Il The Beguiled della Coppola sembra un banco di prova per collaborare finalmente con la Kidman dopo il naufragio del progetto in comune su La sirenetta, che sarebbe stato ispirato all’omonima favola di Hans Christian Andersen dalla quale la Disney ha preso spunto per il suo celebre film d’animazione, ma anche per girare un prodotto più sobrio dei precedenti The Bling Ring o Marie Antoinette, sempre però con grande attenzione all’argomento che sembra stare più a cuore alla regista: la condizione femminile, in ogni epoca, in ogni dove.

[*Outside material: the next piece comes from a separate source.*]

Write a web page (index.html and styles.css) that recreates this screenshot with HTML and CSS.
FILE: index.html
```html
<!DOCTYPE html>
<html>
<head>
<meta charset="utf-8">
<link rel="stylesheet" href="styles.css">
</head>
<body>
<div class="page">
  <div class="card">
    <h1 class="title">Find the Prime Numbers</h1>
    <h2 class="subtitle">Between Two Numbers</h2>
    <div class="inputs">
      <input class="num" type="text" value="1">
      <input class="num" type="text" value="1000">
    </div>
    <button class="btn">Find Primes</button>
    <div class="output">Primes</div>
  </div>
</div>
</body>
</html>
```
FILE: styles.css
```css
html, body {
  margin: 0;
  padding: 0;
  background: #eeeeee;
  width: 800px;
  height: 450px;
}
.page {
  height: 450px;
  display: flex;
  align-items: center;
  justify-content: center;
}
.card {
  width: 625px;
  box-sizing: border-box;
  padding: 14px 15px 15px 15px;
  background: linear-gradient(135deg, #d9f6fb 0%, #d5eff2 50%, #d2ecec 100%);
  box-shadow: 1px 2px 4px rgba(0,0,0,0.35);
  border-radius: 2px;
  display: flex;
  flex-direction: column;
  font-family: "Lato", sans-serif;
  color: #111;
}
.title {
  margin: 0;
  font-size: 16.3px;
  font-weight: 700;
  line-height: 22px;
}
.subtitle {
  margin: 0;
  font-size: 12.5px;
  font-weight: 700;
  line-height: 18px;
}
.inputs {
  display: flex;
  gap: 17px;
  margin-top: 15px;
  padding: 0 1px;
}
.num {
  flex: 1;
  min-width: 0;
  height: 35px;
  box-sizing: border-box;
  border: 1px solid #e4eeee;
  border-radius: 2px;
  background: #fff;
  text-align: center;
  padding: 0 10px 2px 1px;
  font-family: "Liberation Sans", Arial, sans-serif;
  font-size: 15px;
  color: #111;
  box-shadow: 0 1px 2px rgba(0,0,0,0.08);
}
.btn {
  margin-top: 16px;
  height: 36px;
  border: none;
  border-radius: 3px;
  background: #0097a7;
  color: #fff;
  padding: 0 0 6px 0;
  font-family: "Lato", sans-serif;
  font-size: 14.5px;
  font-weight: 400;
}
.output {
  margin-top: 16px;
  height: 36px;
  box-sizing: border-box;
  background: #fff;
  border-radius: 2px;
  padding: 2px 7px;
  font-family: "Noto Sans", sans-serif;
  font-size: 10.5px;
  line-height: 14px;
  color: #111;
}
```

La società di metà Ottocento è ancora ad impostazione rigorosamente androcentrica: gli uomini al potere, le donne chiuse in casa. Al contrario, nel film della Coppola si può assistere ad un ribaltamento di questa prospettiva nel momento in cui il protagonista maschile è uno solo e si trova in minoranza assoluta e sotto ogni punto di vista rispetto alla micro-società di donne che lo accolgono, che si prendono cura di lui. Forza e fragilità femminile diventano spigoli contro cui il soldato McBurney va a sbattere quando sonda il terreno e prova a entrare nelle menti di Martha, Amy, Edwina, Alicia, Emily, Jane, Marie. Le inganna con le parole, sfrutta la sua condizione di bisognoso d’aiuto, approfitta della carità cristiana di cui gli viene fatto dono e, non appena si sente meglio, si mostra volenteroso a dar loro una mano solo per far sì che lo tengano con sé e non lo costringano a tornare a combattere.

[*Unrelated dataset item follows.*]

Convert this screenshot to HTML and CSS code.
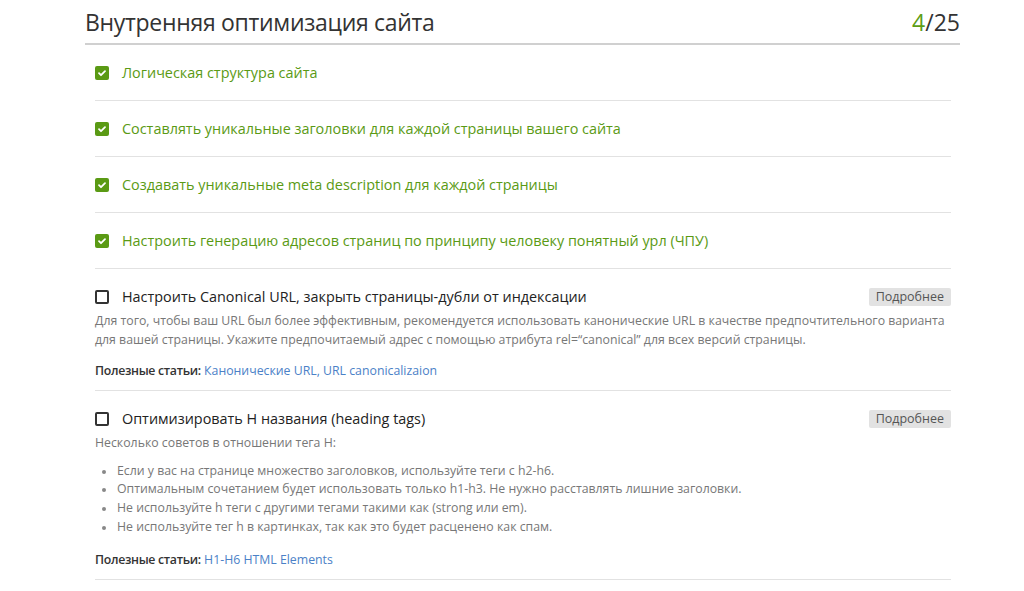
FILE: index.html
```html
<!DOCTYPE html>
<html lang="ru">
<head>
<meta charset="utf-8">
<title>Внутренняя оптимизация сайта</title>
<link rel="stylesheet" href="styles.css">
</head>
<body>
<div class="section">
  <div class="header">
    <h1 class="title">Внутренняя оптимизация сайта</h1>
    <div class="count"><span class="done">4</span>/25</div>
  </div>
  <ul class="tasks">
    <li class="task checked">
      <div class="task-head">
        <span class="box"><svg viewBox="0 0 14 14" width="14" height="14"><path d="M4 7.2l2 2 4-4" fill="none" stroke="#fff" stroke-width="1.8" stroke-linecap="round" stroke-linejoin="round"/></svg></span>
        <span class="task-title">Логическая структура сайта</span>
      </div>
    </li>
    <li class="task checked">
      <div class="task-head">
        <span class="box"><svg viewBox="0 0 14 14" width="14" height="14"><path d="M4 7.2l2 2 4-4" fill="none" stroke="#fff" stroke-width="1.8" stroke-linecap="round" stroke-linejoin="round"/></svg></span>
        <span class="task-title">Составлять уникальные заголовки для каждой страницы вашего сайта</span>
      </div>
    </li>
    <li class="task checked">
      <div class="task-head">
        <span class="box"><svg viewBox="0 0 14 14" width="14" height="14"><path d="M4 7.2l2 2 4-4" fill="none" stroke="#fff" stroke-width="1.8" stroke-linecap="round" stroke-linejoin="round"/></svg></span>
        <span class="task-title">Создавать уникальные meta description для каждой страницы</span>
      </div>
    </li>
    <li class="task checked">
      <div class="task-head">
        <span class="box"><svg viewBox="0 0 14 14" width="14" height="14"><path d="M4 7.2l2 2 4-4" fill="none" stroke="#fff" stroke-width="1.8" stroke-linecap="round" stroke-linejoin="round"/></svg></span>
        <span class="task-title">Настроить генерацию адресов страниц по принципу человеку понятный урл (ЧПУ)</span>
      </div>
    </li>
    <li class="task open">
      <div class="task-head">
        <span class="box"></span>
        <span class="task-title">Настроить Canonical URL, закрыть страницы-дубли от индексации</span>
        <span class="more">Подробнее</span>
      </div>
      <p class="desc">Для того, чтобы ваш URL был более эффективным, рекомендуется использовать канонические URL в качестве предпочтительного варианта для вашей страницы. Укажите предпочитаемый адрес с помощью атрибута rel=“canonical” для всех версий страницы.</p>
      <p class="links"><span class="links-label">Полезные статьи:</span> <a href="#">Канонические URL, URL canonicalizaion</a></p>
    </li>
    <li class="task open">
      <div class="task-head">
        <span class="box"></span>
        <span class="task-title">Оптимизировать H названия (heading tags)</span>
        <span class="more">Подробнее</span>
      </div>
      <p class="desc">Несколько советов в отношении тега H:</p>
      <ul class="tips">
        <li>Если у вас на странице множество заголовков, используйте теги с h2-h6.</li>
        <li>Оптимальным сочетанием будет использовать только h1-h3. Не нужно расставлять лишние заголовки.</li>
        <li>Не используйте h теги с другими тегами такими как (strong или em).</li>
        <li>Не используйте тег h в картинках, так как это будет расценено как спам.</li>
      </ul>
      <p class="links links-after-list"><span class="links-label">Полезные статьи:</span> <a href="#">H1-H6 HTML Elements</a></p>
    </li>
  </ul>
</div>
</body>
</html>
```
FILE: styles.css
```css
html, body {
  margin: 0;
  padding: 0;
  background: #fff;
}
body {
  font-family: "Open Sans", "Noto Sans", sans-serif;
  color: #333;
}
.section {
  margin-left: 85px;
  width: 875px;
}
.header {
  display: flex;
  justify-content: space-between;
  align-items: flex-end;
  height: 43px;
  border-bottom: 2px solid #d0d0d0;
}
.title {
  margin: 0 0 5px 0;
  font-size: 23px;
  font-weight: 400;
  letter-spacing: -0.3px;
  color: #333;
  line-height: 32px;
}
.count {
  font-size: 23px;
  line-height: 32px;
  margin-bottom: 5px;
  color: #333;
}
.count .done {
  color: #5d9d16;
}
.tasks {
  list-style: none;
  margin: 0 9px 0 10px;
  padding: 0;
}
.task {
  border-bottom: 1px solid #e2e2e2;
}
.task.checked {
  height: 55px;
  display: flex;
  align-items: center;
}
.task-head {
  display: flex;
  align-items: center;
  width: 100%;
}
.box {
  width: 14px;
  height: 14px;
  box-sizing: border-box;
  border-radius: 2px;
  flex: none;
  margin-right: 13px;
  display: block;
}
.box svg {
  display: block;
}
.checked .box {
  background: #5a9a14;
  margin-top: 1px;
}
.open .box {
  border: 2px solid #333;
  width: 14px;
  height: 14px;
}
.task-title {
  font-size: 14.4px;
  font-weight: 500;
}
.checked .task-title {
  color: #5a9a14;
}
.open .task-title {
  color: #222;
  flex: 1;
}
.open {
  padding: 18px 0 10px 0;
}
.more {
  background: #e2e2e2;
  color: #555;
  font-size: 12.5px;
  line-height: 18px;
  padding: 0 7px;
  border-radius: 2px;
}
.desc {
  margin: 6px 0 0;
  font-size: 12.3px;
  line-height: 18.5px;
  color: #777;
}
.tips {
  list-style: none;
  margin: 9px 0 0;
  padding-left: 22px;
  font-size: 12.3px;
  line-height: 18.7px;
  color: #777;
}
.tips li {
  position: relative;
}
.tips li::before {
  content: "";
  position: absolute;
  left: -15px;
  top: 8px;
  width: 4px;
  height: 4px;
  border-radius: 50%;
  background: #888;
}
.links {
  margin: 13px 0 0;
  font-size: 12.3px;
  line-height: 18px;
}
.links-after-list {
  margin-top: 15px;
}
.links-label {
  color: #333;
  font-weight: 600;
  letter-spacing: -0.3px;
}
.links a {
  color: #4b81c7;
  text-decoration: none;
}
```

Premiato per la miglior regia alla 70ma edizione del festival di Cannes, The Beguiled dovrebbe uscire in Italia (il condizionale è d’obbligo perché la release nostrana è già stata posticipata una volta) il 14 settembre 2017 con il titolo L’inganno, sebbene la traduzione letterale sarebbe quella de L’ingannato, che ancor meglio rende l’idea sottesa in tutta la narrazione.

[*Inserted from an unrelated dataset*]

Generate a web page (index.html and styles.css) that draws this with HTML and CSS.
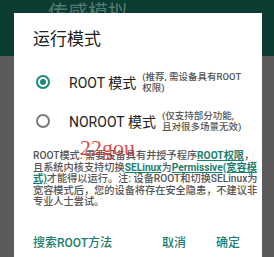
FILE: index.html
```html
<!DOCTYPE html>
<html>
<head>
<meta charset="utf-8">
<link rel="stylesheet" href="styles.css">
</head>
<body>
<div class="screen">
  <div class="appbar"><span class="apptitle">传感模拟</span></div>
  <div class="content"></div>
  <div class="dialog">
    <div class="dtitle">运行模式</div>
    <div class="option">
      <span class="radio checked"></span>
      <span class="olabel">ROOT 模式</span>
      <span class="onote">(推荐, 需设备具有ROOT<br>权限)</span>
    </div>
    <div class="option">
      <span class="radio"></span>
      <span class="olabel">NOROOT 模式</span>
      <span class="onote">(仅支持部分功能,<br>且对很多场景无效)</span>
    </div>
    <p class="desc">ROOT模式: 需要设备具有并授予程序<a class="lnk">ROOT权限</a>，<br>且系统内核支持切换<a class="lnk">SELinux</a>为<a class="lnk">Permissive(宽容模<br>式)</a>才能得以运行。注: 设备ROOT和切换SELinux为<br>宽容模式后，您的设备将存在安全隐患，不建议非<br>专业人士尝试。</p>
    <div class="actions">
      <span class="btn">搜索ROOT方法</span>
      <span class="spacer"></span>
      <span class="btn">取消</span>
      <span class="btn">确定</span>
    </div>
    <span class="watermark">22gou</span>
  </div>
</div>
</body>
</html>
```
FILE: styles.css
```css
html, body {
  margin: 0;
  padding: 0;
}
body {
  width: 274px;
  height: 257px;
  overflow: hidden;
  font-family: Roboto, "Noto Sans CJK SC", sans-serif;
}
.screen {
  position: relative;
  width: 274px;
  height: 257px;
  overflow: hidden;
  background: #5b5b5b;
  display: flex;
  flex-direction: column;
}
.appbar {
  height: 56px;
  background: #0b3c32;
  padding-left: 48px;
  box-sizing: border-box;
}
.apptitle {
  display: block;
  padding-top: 1px;
  font-size: 20px;
  line-height: 24px;
  color: #557a72;
}
.content {
  flex: 1;
}
.dialog {
  position: absolute;
  left: 14px;
  top: 13px;
  width: 248px;
  height: 244px;
  background: #fff;
  box-sizing: border-box;
  padding: 16px 0 0 19px;
}
.dtitle {
  font-size: 17px;
  line-height: 20px;
  color: #212121;
  height: 20px;
}
.dtitle + .option {
  margin-top: 13px;
}
.option {
  display: flex;
  align-items: center;
  height: 39px;
}
.radio {
  width: 14px;
  height: 14px;
  box-sizing: border-box;
  border: 2px solid #7a7a7a;
  border-radius: 50%;
  margin-left: 3px;
  margin-right: 19px;
  flex: none;
  position: relative;
}
.radio.checked {
  border-color: #1b8a77;
}
.radio.checked::after {
  content: "";
  position: absolute;
  left: 2px;
  top: 2px;
  width: 6px;
  height: 6px;
  border-radius: 50%;
  background: #1b8a77;
}
.olabel {
  font-size: 14px;
  color: #212121;
  margin-right: 6px;
  white-space: nowrap;
}
.onote {
  font-size: 9.5px;
  line-height: 11px;
  color: #555;
  font-weight: 500;
  white-space: nowrap;
}
.desc {
  margin: 10px 0 0 0;
  width: 226px;
  font-size: 10.2px;
  line-height: 11.5px;
  color: #555;
  font-weight: 500;
  letter-spacing: 0;
  white-space: nowrap;
}
.lnk {
  color: #1b7f6f;
  font-weight: 700;
  text-decoration: underline;
}
.actions {
  display: flex;
  align-items: center;
  margin-top: 27px;
  padding-right: 22px;
}
.btn {
  font-size: 12px;
  line-height: 16px;
  color: #1e7e6e;
  font-weight: 500;
}
.spacer {
  flex: 1;
}
.btn + .btn {
  margin-left: 30px;
}
.actions .spacer + .btn {
  margin-left: 0;
}
.watermark {
  position: absolute;
  left: 66px;
  top: 122px;
  font-family: "Liberation Serif", serif;
  font-size: 22px;
  color: rgba(220, 40, 40, 0.85);
  line-height: 26px;
}
```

Negli USA invece, il film della Coppola è stato distribuito a partire dalla fine di giugno e in alcuni cinema sono stati esposti gli abiti di scena utilizzati per le riprese, come nel caso dell’Angelika Film Center di New York dove The Beguiled è stato visionato dallo scrivente, borbottante cinefilo impossibilitato dal non chiudersi in qualche sala anche quando è in vacanza.